* begin Source data *

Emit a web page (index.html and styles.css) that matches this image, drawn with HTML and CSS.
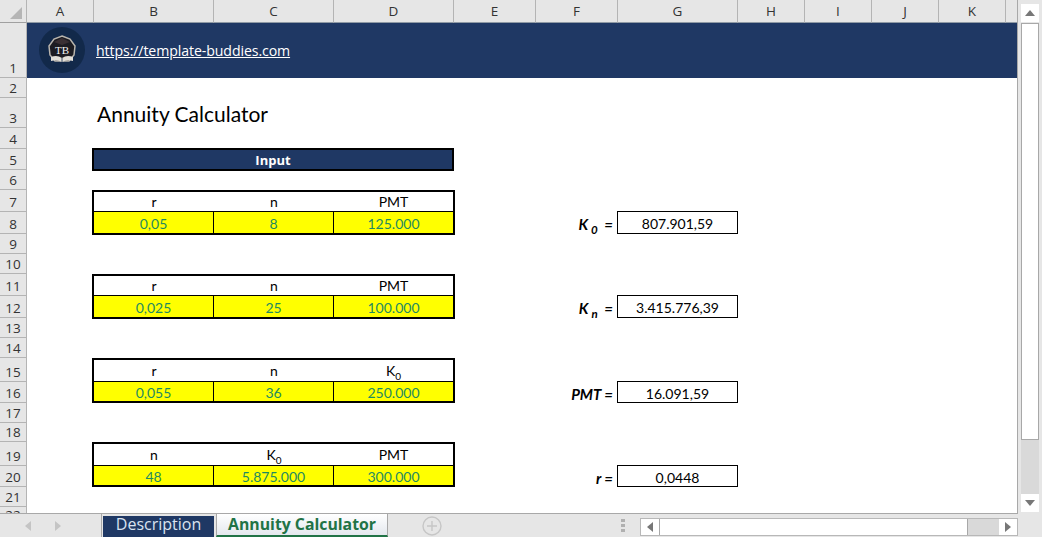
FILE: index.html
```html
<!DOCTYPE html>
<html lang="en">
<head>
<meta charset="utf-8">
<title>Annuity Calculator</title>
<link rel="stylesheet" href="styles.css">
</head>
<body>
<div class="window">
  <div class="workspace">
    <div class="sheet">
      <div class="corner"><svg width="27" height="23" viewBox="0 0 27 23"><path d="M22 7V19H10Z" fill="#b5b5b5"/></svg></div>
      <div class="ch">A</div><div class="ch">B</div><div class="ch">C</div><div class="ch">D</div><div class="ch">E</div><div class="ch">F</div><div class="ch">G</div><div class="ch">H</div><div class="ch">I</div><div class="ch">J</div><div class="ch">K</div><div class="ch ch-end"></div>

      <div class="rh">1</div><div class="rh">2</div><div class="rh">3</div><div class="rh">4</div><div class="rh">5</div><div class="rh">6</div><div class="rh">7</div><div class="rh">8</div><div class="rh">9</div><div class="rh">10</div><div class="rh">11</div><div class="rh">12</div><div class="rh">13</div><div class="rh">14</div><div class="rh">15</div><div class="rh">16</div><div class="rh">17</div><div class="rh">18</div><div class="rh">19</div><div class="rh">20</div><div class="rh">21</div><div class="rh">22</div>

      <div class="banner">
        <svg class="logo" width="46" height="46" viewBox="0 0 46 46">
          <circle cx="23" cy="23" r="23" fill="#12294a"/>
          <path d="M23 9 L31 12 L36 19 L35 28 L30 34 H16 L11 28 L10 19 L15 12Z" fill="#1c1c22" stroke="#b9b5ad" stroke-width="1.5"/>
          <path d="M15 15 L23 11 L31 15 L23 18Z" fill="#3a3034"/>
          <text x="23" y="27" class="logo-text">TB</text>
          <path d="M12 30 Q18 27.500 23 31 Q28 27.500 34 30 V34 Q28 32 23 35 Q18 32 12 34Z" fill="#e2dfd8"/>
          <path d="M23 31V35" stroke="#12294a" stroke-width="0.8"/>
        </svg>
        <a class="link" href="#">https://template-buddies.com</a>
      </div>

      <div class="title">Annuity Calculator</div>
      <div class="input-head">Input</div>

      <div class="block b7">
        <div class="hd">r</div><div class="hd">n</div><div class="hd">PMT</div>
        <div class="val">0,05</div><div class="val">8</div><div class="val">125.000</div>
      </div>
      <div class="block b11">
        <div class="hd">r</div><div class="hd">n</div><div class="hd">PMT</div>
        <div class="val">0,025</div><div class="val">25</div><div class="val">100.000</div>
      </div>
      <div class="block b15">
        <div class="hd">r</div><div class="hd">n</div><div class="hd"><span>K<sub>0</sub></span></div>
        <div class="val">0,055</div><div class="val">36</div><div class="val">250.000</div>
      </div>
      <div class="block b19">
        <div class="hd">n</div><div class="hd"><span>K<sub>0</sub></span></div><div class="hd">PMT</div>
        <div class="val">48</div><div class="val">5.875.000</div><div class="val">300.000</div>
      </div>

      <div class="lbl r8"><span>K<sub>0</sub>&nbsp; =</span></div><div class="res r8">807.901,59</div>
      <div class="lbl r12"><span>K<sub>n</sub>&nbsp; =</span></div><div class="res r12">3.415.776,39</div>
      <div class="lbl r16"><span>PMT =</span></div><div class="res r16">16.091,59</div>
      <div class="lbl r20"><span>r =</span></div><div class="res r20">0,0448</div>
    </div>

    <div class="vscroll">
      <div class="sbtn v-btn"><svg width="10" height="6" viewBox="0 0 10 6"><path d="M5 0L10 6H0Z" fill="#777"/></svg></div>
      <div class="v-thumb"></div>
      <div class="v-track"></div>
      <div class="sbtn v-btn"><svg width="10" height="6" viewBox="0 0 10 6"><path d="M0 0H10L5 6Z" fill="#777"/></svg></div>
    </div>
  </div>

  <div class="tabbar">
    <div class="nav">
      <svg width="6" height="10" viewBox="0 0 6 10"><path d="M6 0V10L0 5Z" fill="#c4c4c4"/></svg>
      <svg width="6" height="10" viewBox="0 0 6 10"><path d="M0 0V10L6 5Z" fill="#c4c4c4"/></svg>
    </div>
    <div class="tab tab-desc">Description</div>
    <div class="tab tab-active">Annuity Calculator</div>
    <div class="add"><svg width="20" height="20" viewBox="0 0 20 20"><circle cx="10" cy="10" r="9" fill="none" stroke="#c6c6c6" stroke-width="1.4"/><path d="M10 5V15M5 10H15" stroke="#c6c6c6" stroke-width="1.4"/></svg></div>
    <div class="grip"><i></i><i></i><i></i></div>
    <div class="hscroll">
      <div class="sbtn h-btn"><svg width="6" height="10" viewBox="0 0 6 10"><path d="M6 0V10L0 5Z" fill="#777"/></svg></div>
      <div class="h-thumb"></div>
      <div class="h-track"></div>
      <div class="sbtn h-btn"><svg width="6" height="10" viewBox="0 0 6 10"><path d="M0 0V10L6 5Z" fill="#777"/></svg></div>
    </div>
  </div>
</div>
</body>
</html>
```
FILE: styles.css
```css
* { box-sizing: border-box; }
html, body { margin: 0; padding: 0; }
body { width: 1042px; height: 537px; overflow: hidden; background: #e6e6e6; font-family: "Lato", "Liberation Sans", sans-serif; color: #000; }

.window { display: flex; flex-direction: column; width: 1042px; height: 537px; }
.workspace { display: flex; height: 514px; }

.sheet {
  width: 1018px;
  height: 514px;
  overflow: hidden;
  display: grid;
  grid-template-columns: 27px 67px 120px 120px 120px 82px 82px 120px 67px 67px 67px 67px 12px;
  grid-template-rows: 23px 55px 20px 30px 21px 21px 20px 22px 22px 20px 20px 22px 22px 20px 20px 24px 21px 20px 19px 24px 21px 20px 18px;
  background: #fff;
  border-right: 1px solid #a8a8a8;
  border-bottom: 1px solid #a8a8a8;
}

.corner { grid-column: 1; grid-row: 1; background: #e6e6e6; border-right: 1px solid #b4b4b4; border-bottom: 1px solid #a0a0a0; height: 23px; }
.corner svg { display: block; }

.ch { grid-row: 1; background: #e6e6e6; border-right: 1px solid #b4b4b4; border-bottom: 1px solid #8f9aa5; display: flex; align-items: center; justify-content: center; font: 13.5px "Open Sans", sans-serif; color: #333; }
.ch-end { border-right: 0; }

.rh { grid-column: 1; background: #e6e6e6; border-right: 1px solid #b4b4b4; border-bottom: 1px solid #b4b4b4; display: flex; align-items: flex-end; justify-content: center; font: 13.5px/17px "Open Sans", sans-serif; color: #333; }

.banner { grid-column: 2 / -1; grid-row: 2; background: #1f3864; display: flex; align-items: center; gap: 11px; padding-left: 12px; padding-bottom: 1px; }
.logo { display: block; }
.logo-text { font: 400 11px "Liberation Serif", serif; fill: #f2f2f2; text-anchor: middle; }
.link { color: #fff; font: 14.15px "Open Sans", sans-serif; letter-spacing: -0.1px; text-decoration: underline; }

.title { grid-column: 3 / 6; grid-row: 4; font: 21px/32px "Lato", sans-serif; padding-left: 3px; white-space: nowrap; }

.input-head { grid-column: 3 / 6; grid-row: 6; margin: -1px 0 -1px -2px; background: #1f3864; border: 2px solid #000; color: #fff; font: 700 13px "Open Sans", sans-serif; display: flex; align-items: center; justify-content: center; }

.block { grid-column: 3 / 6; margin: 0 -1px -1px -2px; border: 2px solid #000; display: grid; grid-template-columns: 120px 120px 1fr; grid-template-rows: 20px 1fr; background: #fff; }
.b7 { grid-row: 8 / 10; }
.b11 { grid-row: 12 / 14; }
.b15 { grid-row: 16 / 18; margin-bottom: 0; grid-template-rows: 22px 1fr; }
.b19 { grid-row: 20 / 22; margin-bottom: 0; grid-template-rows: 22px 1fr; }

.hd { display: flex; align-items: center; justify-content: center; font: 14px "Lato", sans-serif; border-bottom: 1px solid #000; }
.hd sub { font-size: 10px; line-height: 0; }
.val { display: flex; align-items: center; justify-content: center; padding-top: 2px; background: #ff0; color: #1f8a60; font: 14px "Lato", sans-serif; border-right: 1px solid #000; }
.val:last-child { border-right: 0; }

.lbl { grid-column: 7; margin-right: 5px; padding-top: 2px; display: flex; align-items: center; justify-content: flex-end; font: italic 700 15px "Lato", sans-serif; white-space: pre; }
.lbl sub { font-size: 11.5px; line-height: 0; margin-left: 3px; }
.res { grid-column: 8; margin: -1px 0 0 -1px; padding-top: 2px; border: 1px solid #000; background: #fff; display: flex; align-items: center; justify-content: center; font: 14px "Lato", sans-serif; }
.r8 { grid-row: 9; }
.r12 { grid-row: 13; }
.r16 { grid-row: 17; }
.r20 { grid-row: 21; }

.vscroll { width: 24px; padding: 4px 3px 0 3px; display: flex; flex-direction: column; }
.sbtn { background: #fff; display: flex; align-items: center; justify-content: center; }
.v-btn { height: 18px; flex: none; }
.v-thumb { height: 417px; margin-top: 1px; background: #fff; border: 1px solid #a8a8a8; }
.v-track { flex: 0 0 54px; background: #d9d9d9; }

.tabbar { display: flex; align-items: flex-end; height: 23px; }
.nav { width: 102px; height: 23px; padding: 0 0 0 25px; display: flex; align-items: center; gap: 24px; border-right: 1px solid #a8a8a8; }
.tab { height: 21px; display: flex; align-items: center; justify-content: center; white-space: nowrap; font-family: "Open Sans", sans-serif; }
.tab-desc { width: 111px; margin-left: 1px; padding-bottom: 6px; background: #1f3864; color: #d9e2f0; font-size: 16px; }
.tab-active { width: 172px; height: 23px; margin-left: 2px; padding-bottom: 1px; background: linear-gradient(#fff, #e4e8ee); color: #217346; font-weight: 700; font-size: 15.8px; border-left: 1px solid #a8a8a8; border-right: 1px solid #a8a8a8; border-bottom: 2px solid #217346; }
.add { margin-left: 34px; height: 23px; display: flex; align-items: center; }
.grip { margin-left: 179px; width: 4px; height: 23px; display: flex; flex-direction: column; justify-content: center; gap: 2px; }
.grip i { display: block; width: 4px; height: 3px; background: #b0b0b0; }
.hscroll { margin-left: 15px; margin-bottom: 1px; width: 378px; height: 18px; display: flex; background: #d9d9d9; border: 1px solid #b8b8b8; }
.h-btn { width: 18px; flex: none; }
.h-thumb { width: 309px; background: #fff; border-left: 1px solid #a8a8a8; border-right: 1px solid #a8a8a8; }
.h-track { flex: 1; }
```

* end Source data *

Task description – Pull out every line in the material above where "index" occurs.

Solution for this problem –
Emit a web page (index.html and styles.css) that matches this image, drawn with HTML and CSS.
FILE: index.html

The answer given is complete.